WordPress.com has been fiddling around with its content serving infrastructure for a while now, initially using mirrored multihomed servers out of Arizona and San Diego IDCs and from what I could guess switched recently to using a content accelerator like BigIP or ServerIron switches, thus drastically dropping the number of multiple IPs that resolve to the wordpress.com subdomains.
The geeky parts apart, I would really like to know what’s prompted this India-specific change for WordPress.com. One of the most obvious explanations is that they could have signed up with Akamai or Limelight Networks for their CDN services. But Akamai has been serving their Indian content from their Reliance IDC IPs for their clients and from what I vaguely remember this was not the IP block they were serving in India even on their network in VSNL. Limelight does not specialise in serving text content, they are multimedia content specialists and even their known client of Rajshri is being served from their IDC in Arizona.

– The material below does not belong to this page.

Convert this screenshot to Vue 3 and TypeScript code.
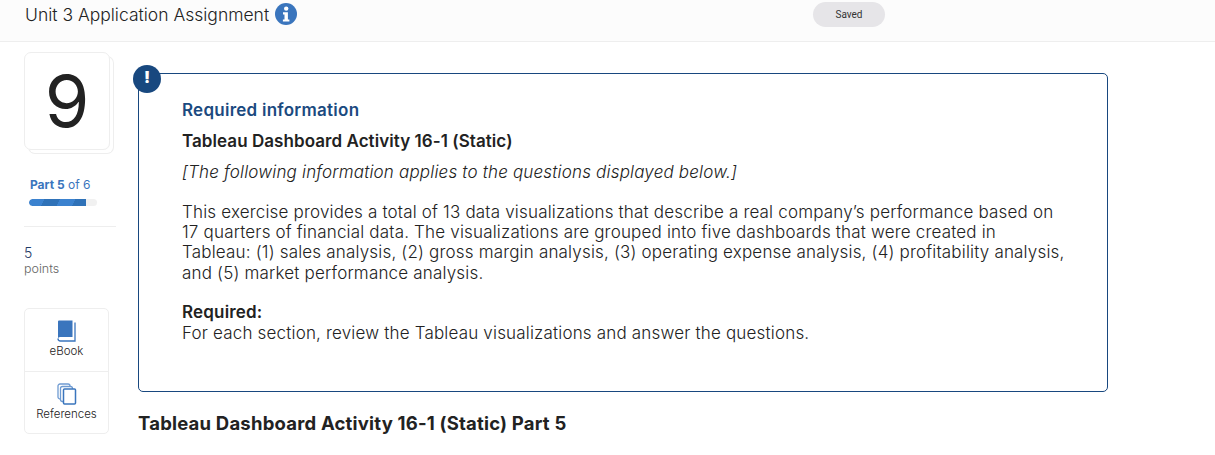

And from the little I had once talked to the Limelight guys, they still don’t have any POPs in India.
If it is due to an uptake in traffic and registrations from India, that would be something worth noticing on WordPress because it has not been an easy task to get a blogging framework to do well in India and having a dedicated serving infrastructure within India would be excellent news for Indian WordPress.com users.
On a related note, Google has joined the ranks of Microsoft and Yahoo! in having a dedicated cluster for serving India. Yahoo! Mail users and old Hotmail users would fondly remember the cluster-based subdomains like f18.mail.yahoo.com and baym-cs237.msgr.hotmail.com. These days, a ‘netstat -a’ gives interesting Google-related reverse DNS entries like po.in.f125.google.com and in.in.f19.google.com. These are interesting times indeed.